|Glaucoma affected response time on a visual attention task in central vision due to a functional slowdown in aging and the loss of contract sensitivity, which predicted the behavioral change on fixation duration. Click image to enlarge.
To better understand the implication of a potential cognitive change in glaucoma and help improve the follow-up on the impact of the pathology, researchers aimed to evaluate the effect of primary open-angle glaucoma on the visual attention system by recording responses of behavioral and oculomotor strategies. They found that glaucoma affects response time on a visual attention task in central vision. Although this can potentially be explained by slowdown in aging, the researchers point out that the presence of glaucoma “considerably increased the manual response time” as well as overall reaction time, they wrote in their paper for Optometry & Vision Science.
A combination of 20 individuals with primary open-angle glaucoma, 18 age-matched controls and 20 young controls were stimulated in central visual areas considered functionally normal. The procedure consisted of visual (eye-tracking recordings) and manual detection of a target. Participants were tested binocularly between 0° and 5° eccentricity, with visual field sensitivity still within normal limits.
“We observed significant changes in gaze strategy, which suggests that glaucoma participants made specific top-down adjustments during the visual exploration,” the authors explained in the article. “Eyes of glaucoma participants traveled a greater distance on the screen and participants used longer fixations to locate a visual target among distractors. The loss of contrast sensitivity is a relevant clinical factor predicting these behavioral changes.”
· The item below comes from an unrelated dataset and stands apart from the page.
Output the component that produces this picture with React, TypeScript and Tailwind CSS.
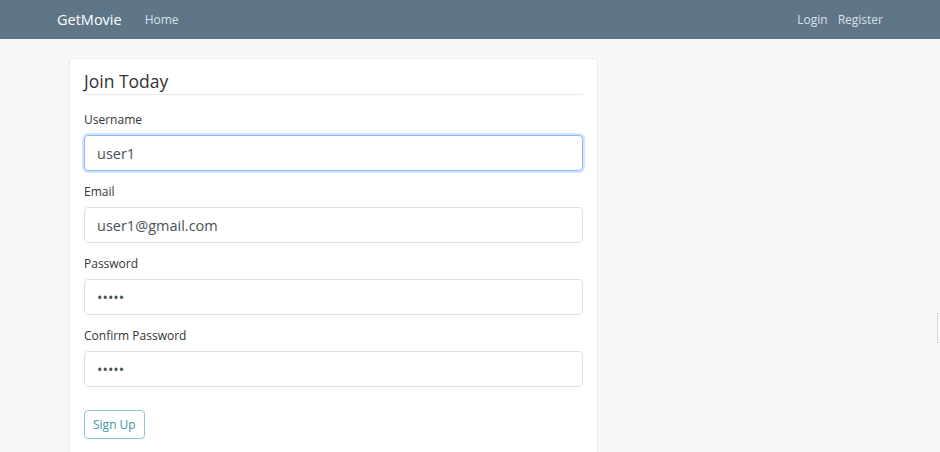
import React from "react";

const fields = [
  { label: "Username", value: "user1", type: "text", focus: true },
  { label: "Email", value: "user1@gmail.com", type: "text", focus: false },
  { label: "Password", value: "12345", type: "password", focus: false },
  { label: "Confirm Password", value: "12345", type: "password", focus: false },
];

export default function App() {
  return (
    <div className="relative min-h-[452px] bg-[#f8f8f8] font-['Open_Sans','Noto_Sans',sans-serif] text-[#212529]">
      <nav className="flex h-[39px] items-center bg-[#5f7588] px-[57px] pt-[1px]">
        <span className="text-[14.5px] text-white">GetMovie</span>
        <span className="ml-[23px] text-[12px] text-[#d9e0e6]">Home</span>
        <div className="ml-auto flex gap-[10px] text-[12px] text-[#d9e0e6]">
          <span>Login</span>
          <span>Register</span>
        </div>
      </nav>

      <div className="ml-[69px] mt-[19px] w-[529px] rounded-[3px] border border-[#ebebeb] bg-white px-[14px] pt-[10px] pb-[20px]">
        <h1 className="border-b border-[#eaeaea] pb-[1px] text-[17.5px] leading-[24px] text-[#333]">Join Today</h1>
        <div className="mt-[16px] flex flex-col gap-[12px]">
          {fields.map((f) => (
            <div key={f.label} className="flex flex-col">
              <label className="text-[12px] leading-[17px] text-[#333]">{f.label}</label>
              <input
                readOnly
                type={f.type}
                value={f.value}
                className={
                  f.focus
                    ? "mt-[7px] h-[36px] rounded-[4px] border border-[#86b7fe] px-[12px] text-[14.5px] text-[#495057] shadow-[0_0_0_2px_rgba(13,110,253,0.18)] outline-none"
                    : "mt-[7px] h-[36px] rounded-[4px] border border-[#dedede] px-[12px] text-[14.5px] text-[#495057] outline-none"
                }
              />
            </div>
          ))}
        </div>
        <button className="mt-[23px] h-[29px] rounded-[4px] border border-[#8cc7d3] px-[8px] text-[12px] text-[#3d97ab]">
          Sign Up
        </button>
      </div>

      <div className="absolute right-0 top-[313px] h-[30px] w-[3px] rounded-l-[2px] border border-r-0 border-[#d8d8d8]" />
    </div>
  );
}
Glaucoma participants performed the same as control groups in response accuracy, however, and did not show any difficulty linked with increased number or color of distractors.
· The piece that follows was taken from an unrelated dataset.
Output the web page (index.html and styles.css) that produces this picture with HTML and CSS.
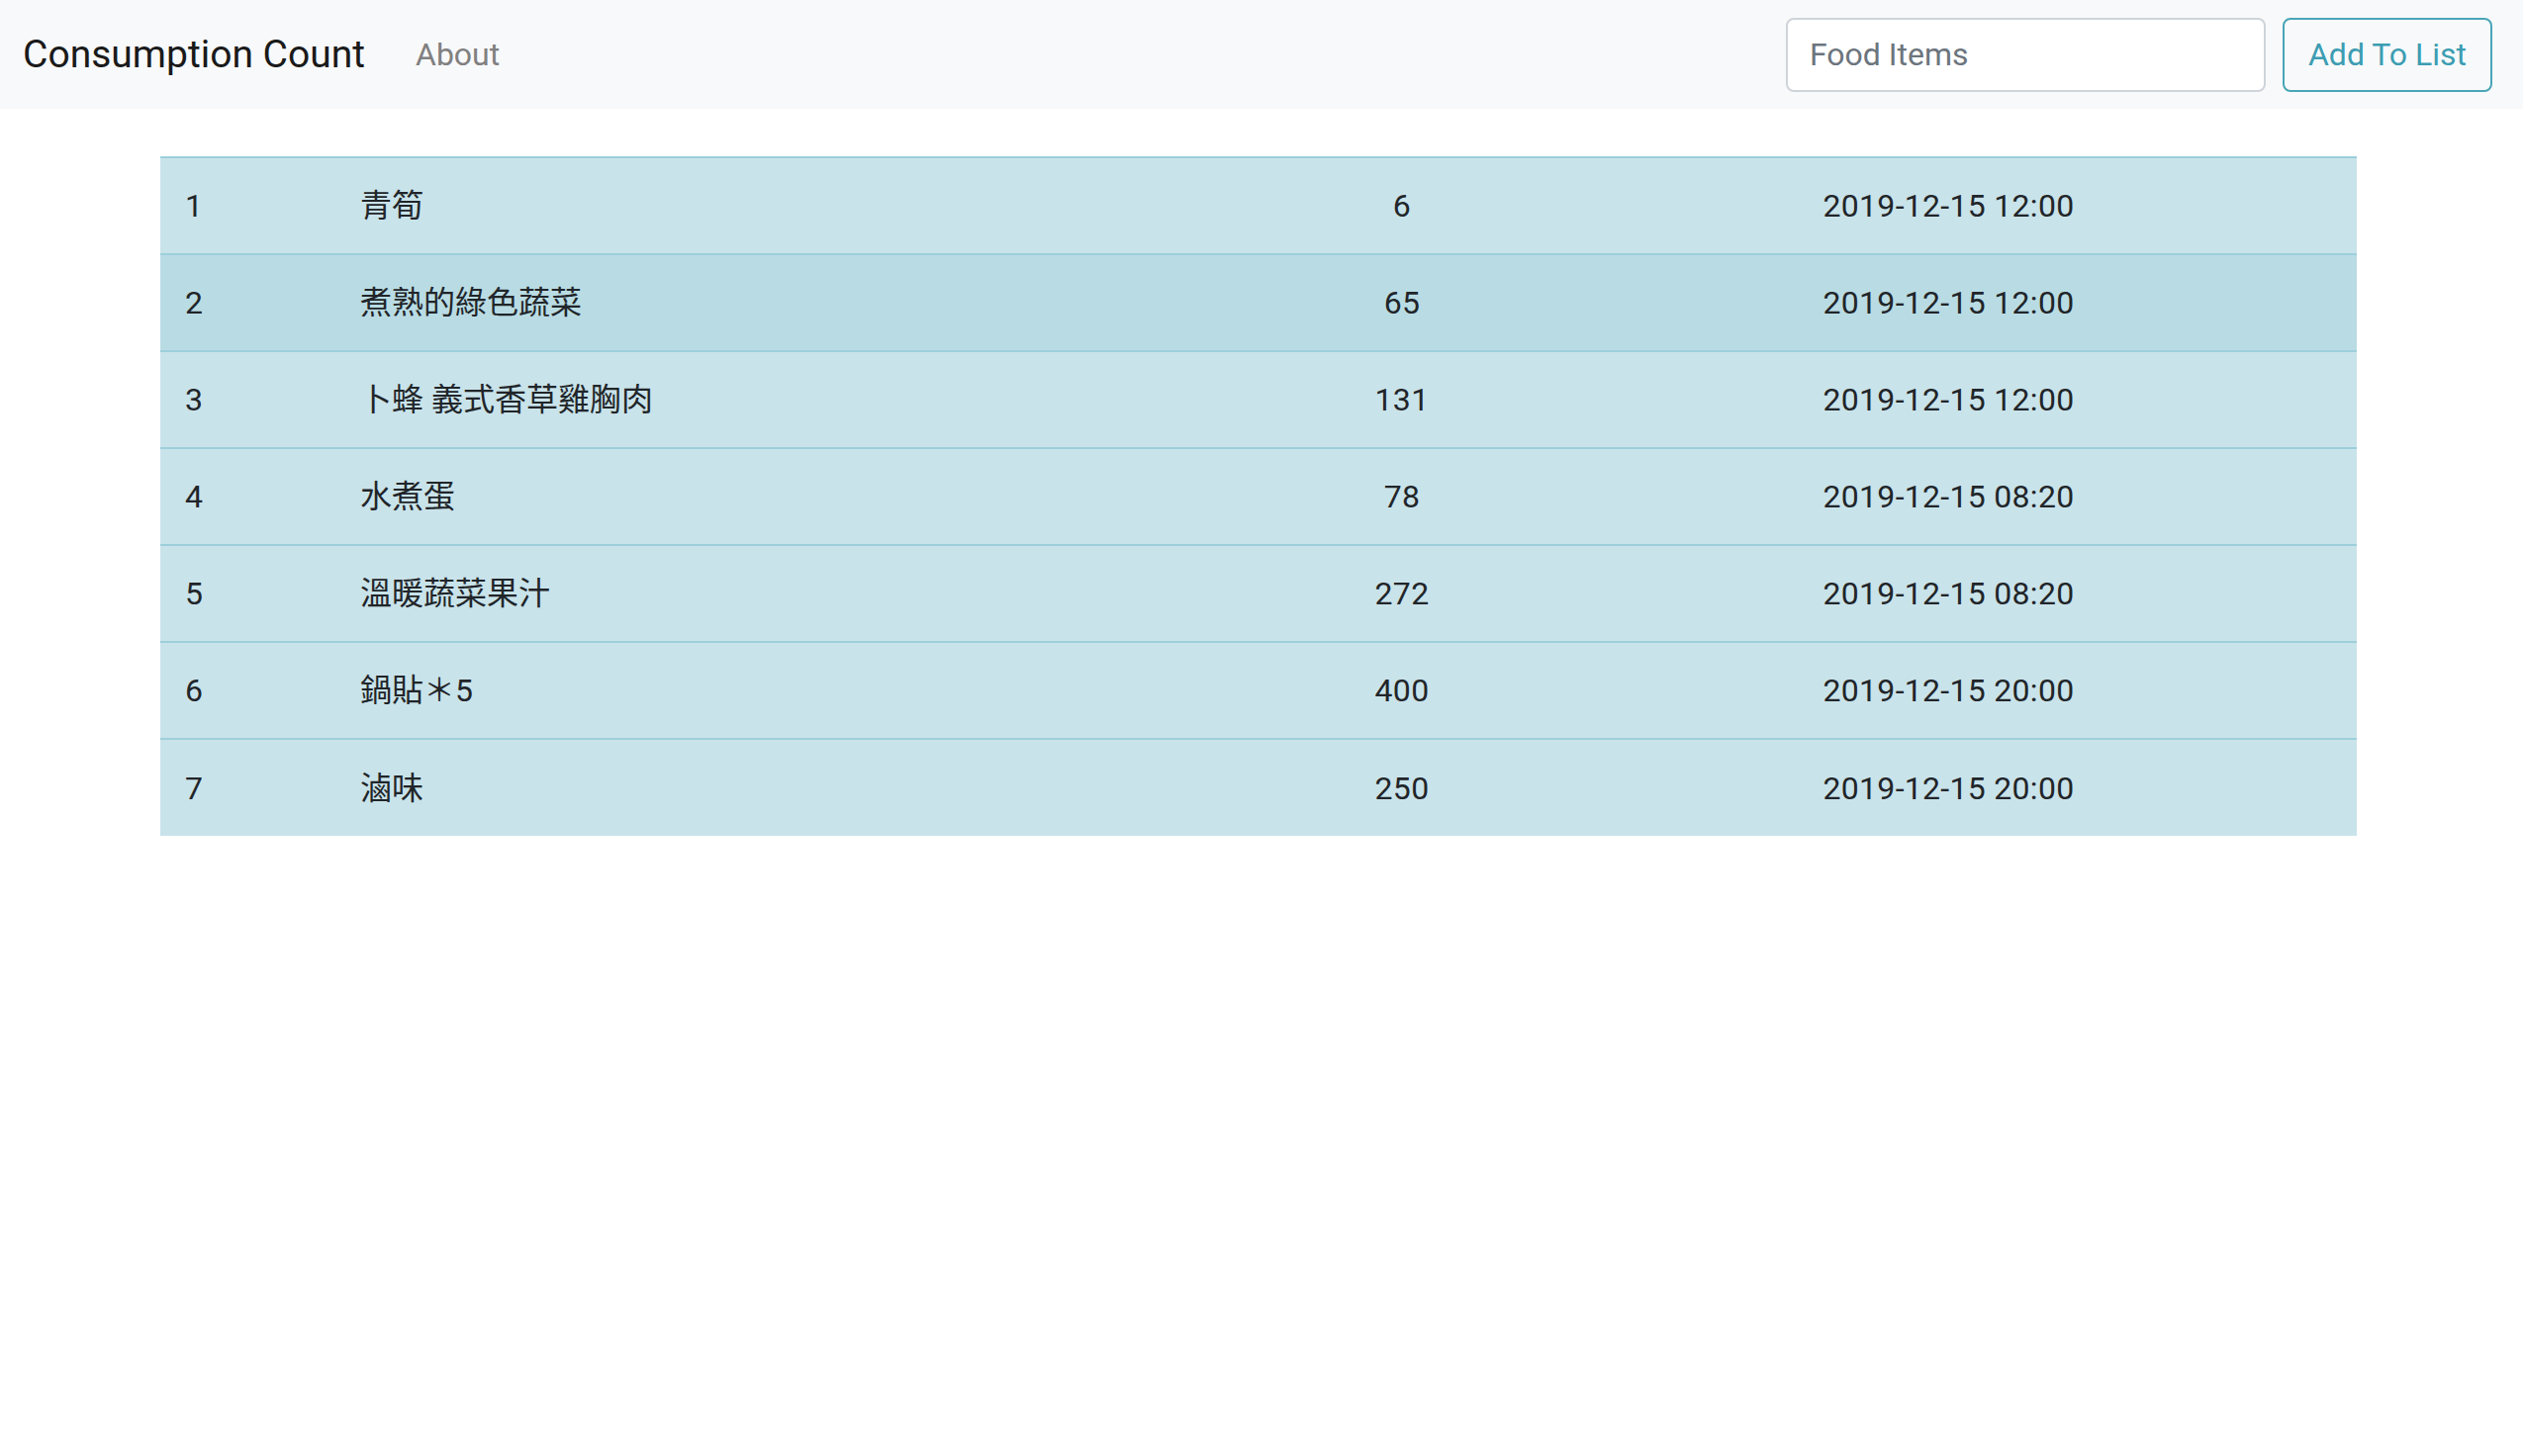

“A possible explanation for the lack of difference of response between groups is the absence of temporal constraints in this task because the stimulus disappeared when the target localization was achieved; therefore, the response time could reach a ceiling from the first level of difficulty,” the authors explained. “The different levels of difficulty manipulated in our experiment were too easy and this presents a limit of the study. However, this ceiling response time seems to increase with age and eye disease.”
Glaucoma participants were 404 milliseconds slower to respond than age-matched controls on manual response time (delay between the first fixation on the target and manual response). An aging effect on visual response time (delay between the stimulus presentation and the first fixation on the target windows) was found for both glaucoma participants and age-matched controls in the amount of 56 milliseconds on average, attributed to a functional slowdown in aging.
The open-ended duration of the task seemed to benefit glaucoma patients and limit the impact of increasing the difficulty. No difference in response time was found related to the addition of distractions, the authors added. The response mode and lack of time constraints could be a reason for the lack of differences between these conditions.
“Our study demonstrated that glaucoma participants could visually detect a target among distractors in the same timeframe as age-matched peers if they were stimulated where their visual field sensitivity was still within normal limits,” the authors concluded in the study. “Taking these results together, we cannot consider that people with glaucoma show attentional difficulty to detect targets, but changes in their visual exploration strategy led to global longer delay in manual response.”
Beal L, Garric C, Rouland J-F, et al. Central visual attention in primary open-angle glaucoma. Optom Vis Sci. July 3, 2023. [Epub ahead of print.]